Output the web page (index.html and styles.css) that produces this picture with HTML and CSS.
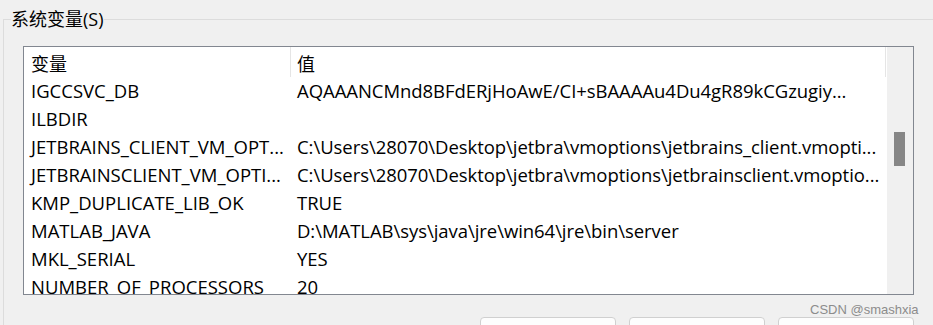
FILE: index.html
```html
<!DOCTYPE html>
<html lang="zh-CN">
<head>
<meta charset="utf-8">
<title>系统变量</title>
<link rel="stylesheet" href="styles.css">
</head>
<body>
<div class="page">
  <fieldset class="group">
    <legend class="group-title">系统变量(S)</legend>
    <div class="listview">
      <div class="list-main">
        <div class="list-header">
          <div class="hcol hcol-name">变量</div>
          <div class="hcol hcol-value">值</div>
        </div>
        <div class="list-body">
          <div class="row"><div class="cell cell-name">IGCCSVC_DB</div><div class="cell cell-value">AQAAANCMnd8BFdERjHoAwE/CI+sBAAAAu4Du4gR89kCGzugiy...</div></div>
          <div class="row"><div class="cell cell-name">ILBDIR</div><div class="cell cell-value"></div></div>
          <div class="row"><div class="cell cell-name">JETBRAINS_CLIENT_VM_OPT...</div><div class="cell cell-value">C:\Users\28070\Desktop\jetbra\vmoptions\jetbrains_client.vmopti...</div></div>
          <div class="row"><div class="cell cell-name">JETBRAINSCLIENT_VM_OPTI...</div><div class="cell cell-value">C:\Users\28070\Desktop\jetbra\vmoptions\jetbrainsclient.vmoptio...</div></div>
          <div class="row"><div class="cell cell-name">KMP_DUPLICATE_LIB_OK</div><div class="cell cell-value">TRUE</div></div>
          <div class="row"><div class="cell cell-name">MATLAB_JAVA</div><div class="cell cell-value">D:\MATLAB\sys\java\jre\win64\jre\bin\server</div></div>
          <div class="row"><div class="cell cell-name">MKL_SERIAL</div><div class="cell cell-value">YES</div></div>
          <div class="row"><div class="cell cell-name">NUMBER_OF_PROCESSORS</div><div class="cell cell-value">20</div></div>
        </div>
      </div>
      <div class="scrollbar"><div class="thumb"></div></div>
    </div>
    <div class="buttons">
      <button class="btn" type="button"></button>
      <button class="btn" type="button"></button>
      <button class="btn" type="button"></button>
    </div>
  </fieldset>
  <div class="watermark">CSDN @smashxia</div>
</div>
</body>
</html>
```

FILE: styles.css
```css
html, body {
  margin: 0;
  padding: 0;
  background: #f0f0f0;
}

body {
  width: 933px;
  height: 325px;
  overflow: hidden;
  font-family: "Open Sans", "Noto Sans CJK SC", sans-serif;
  color: #000;
}

.page {
  position: relative;
  width: 933px;
  height: 325px;
  overflow: hidden;
}

.group {
  margin: 7px 0 0 3px;
  padding: 0;
  width: 980px;
  min-inline-size: 0;
  border: 1px solid #dcdcdc;
  border-right: none;
  border-bottom: none;
}

.group-title {
  margin-left: 7px;
  padding: 0;
  font-size: 18px;
  line-height: 24px;
  height: 24px;
  white-space: nowrap;
}

.listview {
  margin: 15px 0 0 19px;
  width: 891px;
  height: 249px;
  box-sizing: border-box;
  border: 1px solid #828790;
  background: #fff;
  display: flex;
  overflow: hidden;
}

.list-main {
  width: 863px;
  flex: none;
  display: flex;
  flex-direction: column;
}

.list-header {
  display: flex;
  height: 30px;
  flex: none;
}

.hcol {
  box-sizing: border-box;
  height: 30px;
  padding-top: 6px;
  font-size: 18px;
  line-height: 22px;
  border-right: 1px solid #e5e5e5;
  white-space: nowrap;
}

.hcol-name {
  width: 267px;
  padding-left: 7px;
}

.hcol-value {
  width: 595px;
  padding-left: 6px;
}

.list-body {
  display: flex;
  flex-direction: column;
}

.row {
  display: flex;
  height: 28px;
  flex: none;
}

.cell {
  box-sizing: border-box;
  font-size: 18.5px;
  line-height: 28px;
  height: 28px;
  white-space: nowrap;
  overflow: hidden;
  text-overflow: ellipsis;
}

.cell-name {
  width: 267px;
  padding: 0 4px 0 7px;
}

.cell-value {
  width: 595px;
  padding: 0 0 0 6px;
  letter-spacing: -0.05px;
}

.scrollbar {
  width: 26px;
  flex: none;
  background: #f0f0f0;
  padding: 85px 0 0 7px;
  box-sizing: border-box;
}

.thumb {
  width: 11px;
  height: 34px;
  background: #868686;
}

.buttons {
  margin: 22px 0 0 19px;
  width: 891px;
  display: flex;
  justify-content: flex-end;
  gap: 13px;
}

.btn {
  width: 136px;
  height: 32px;
  padding: 0;
  background: #fdfdfd;
  border: 1px solid #d0d0d0;
  border-radius: 4px;
}

.watermark {
  position: absolute;
  left: 810px;
  top: 302px;
  font-family: "Liberation Sans", Arial, sans-serif;
  font-size: 13px;
  line-height: 16px;
  color: #8c8c8c;
  white-space: nowrap;
}
```
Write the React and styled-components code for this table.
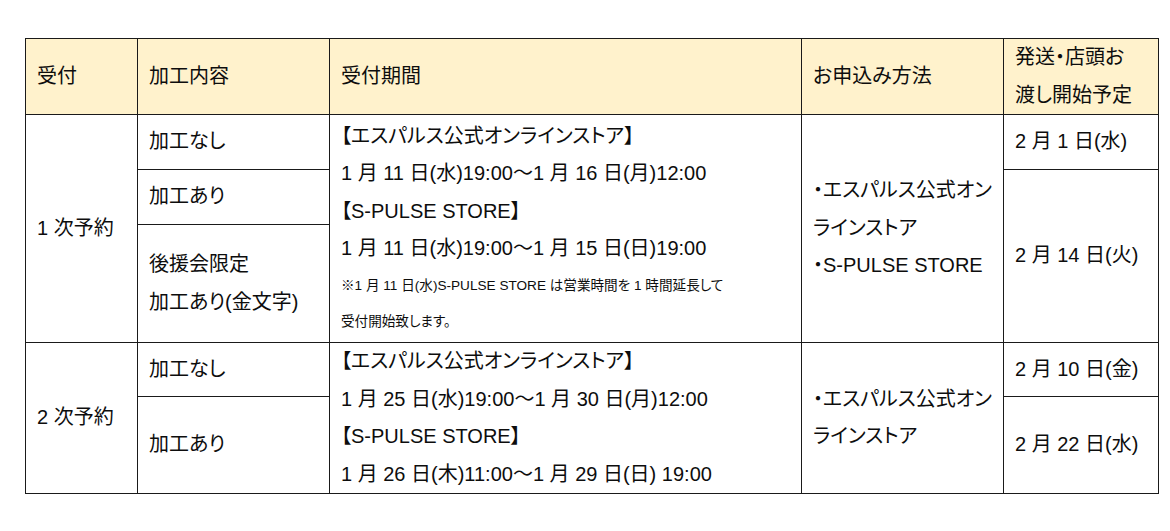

+---+

TASK DIRECTIONS =>
Quote the records above exactly, leaving out any pictures.

WRITTEN SOLUTION =>
Output the web page (index.html and styles.css) that produces this picture with HTML and CSS.
FILE: index.html
```html
<!DOCTYPE html>
<html lang="zh-CN">
<head>
<meta charset="utf-8">
<title>系统变量</title>
<link rel="stylesheet" href="styles.css">
</head>
<body>
<div class="page">
  <fieldset class="group">
    <legend class="group-title">系统变量(S)</legend>
    <div class="listview">
      <div class="list-main">
        <div class="list-header">
          <div class="hcol hcol-name">变量</div>
          <div class="hcol hcol-value">值</div>
        </div>
        <div class="list-body">
          <div class="row"><div class="cell cell-name">IGCCSVC_DB</div><div class="cell cell-value">AQAAANCMnd8BFdERjHoAwE/CI+sBAAAAu4Du4gR89kCGzugiy...</div></div>
          <div class="row"><div class="cell cell-name">ILBDIR</div><div class="cell cell-value"></div></div>
          <div class="row"><div class="cell cell-name">JETBRAINS_CLIENT_VM_OPT...</div><div class="cell cell-value">C:\Users\28070\Desktop\jetbra\vmoptions\jetbrains_client.vmopti...</div></div>
          <div class="row"><div class="cell cell-name">JETBRAINSCLIENT_VM_OPTI...</div><div class="cell cell-value">C:\Users\28070\Desktop\jetbra\vmoptions\jetbrainsclient.vmoptio...</div></div>
          <div class="row"><div class="cell cell-name">KMP_DUPLICATE_LIB_OK</div><div class="cell cell-value">TRUE</div></div>
          <div class="row"><div class="cell cell-name">MATLAB_JAVA</div><div class="cell cell-value">D:\MATLAB\sys\java\jre\win64\jre\bin\server</div></div>
          <div class="row"><div class="cell cell-name">MKL_SERIAL</div><div class="cell cell-value">YES</div></div>
          <div class="row"><div class="cell cell-name">NUMBER_OF_PROCESSORS</div><div class="cell cell-value">20</div></div>
        </div>
      </div>
      <div class="scrollbar"><div class="thumb"></div></div>
    </div>
    <div class="buttons">
      <button class="btn" type="button"></button>
      <button class="btn" type="button"></button>
      <button class="btn" type="button"></button>
    </div>
  </fieldset>
  <div class="watermark">CSDN @smashxia</div>
</div>
</body>
</html>
```

FILE: styles.css
```css
html, body {
  margin: 0;
  padding: 0;
  background: #f0f0f0;
}

body {
  width: 933px;
  height: 325px;
  overflow: hidden;
  font-family: "Open Sans", "Noto Sans CJK SC", sans-serif;
  color: #000;
}

.page {
  position: relative;
  width: 933px;
  height: 325px;
  overflow: hidden;
}

.group {
  margin: 7px 0 0 3px;
  padding: 0;
  width: 980px;
  min-inline-size: 0;
  border: 1px solid #dcdcdc;
  border-right: none;
  border-bottom: none;
}

.group-title {
  margin-left: 7px;
  padding: 0;
  font-size: 18px;
  line-height: 24px;
  height: 24px;
  white-space: nowrap;
}

.listview {
  margin: 15px 0 0 19px;
  width: 891px;
  height: 249px;
  box-sizing: border-box;
  border: 1px solid #828790;
  background: #fff;
  display: flex;
  overflow: hidden;
}

.list-main {
  width: 863px;
  flex: none;
  display: flex;
  flex-direction: column;
}

.list-header {
  display: flex;
  height: 30px;
  flex: none;
}

.hcol {
  box-sizing: border-box;
  height: 30px;
  padding-top: 6px;
  font-size: 18px;
  line-height: 22px;
  border-right: 1px solid #e5e5e5;
  white-space: nowrap;
}

.hcol-name {
  width: 267px;
  padding-left: 7px;
}

.hcol-value {
  width: 595px;
  padding-left: 6px;
}

.list-body {
  display: flex;
  flex-direction: column;
}

.row {
  display: flex;
  height: 28px;
  flex: none;
}

.cell {
  box-sizing: border-box;
  font-size: 18.5px;
  line-height: 28px;
  height: 28px;
  white-space: nowrap;
  overflow: hidden;
  text-overflow: ellipsis;
}

.cell-name {
  width: 267px;
  padding: 0 4px 0 7px;
}

.cell-value {
  width: 595px;
  padding: 0 0 0 6px;
  letter-spacing: -0.05px;
}

.scrollbar {
  width: 26px;
  flex: none;
  background: #f0f0f0;
  padding: 85px 0 0 7px;
  box-sizing: border-box;
}

.thumb {
  width: 11px;
  height: 34px;
  background: #868686;
}

.buttons {
  margin: 22px 0 0 19px;
  width: 891px;
  display: flex;
  justify-content: flex-end;
  gap: 13px;
}

.btn {
  width: 136px;
  height: 32px;
  padding: 0;
  background: #fdfdfd;
  border: 1px solid #d0d0d0;
  border-radius: 4px;
}

.watermark {
  position: absolute;
  left: 810px;
  top: 302px;
  font-family: "Liberation Sans", Arial, sans-serif;
  font-size: 13px;
  line-height: 16px;
  color: #8c8c8c;
  white-space: nowrap;
}
```
Write the React and styled-components code for this table.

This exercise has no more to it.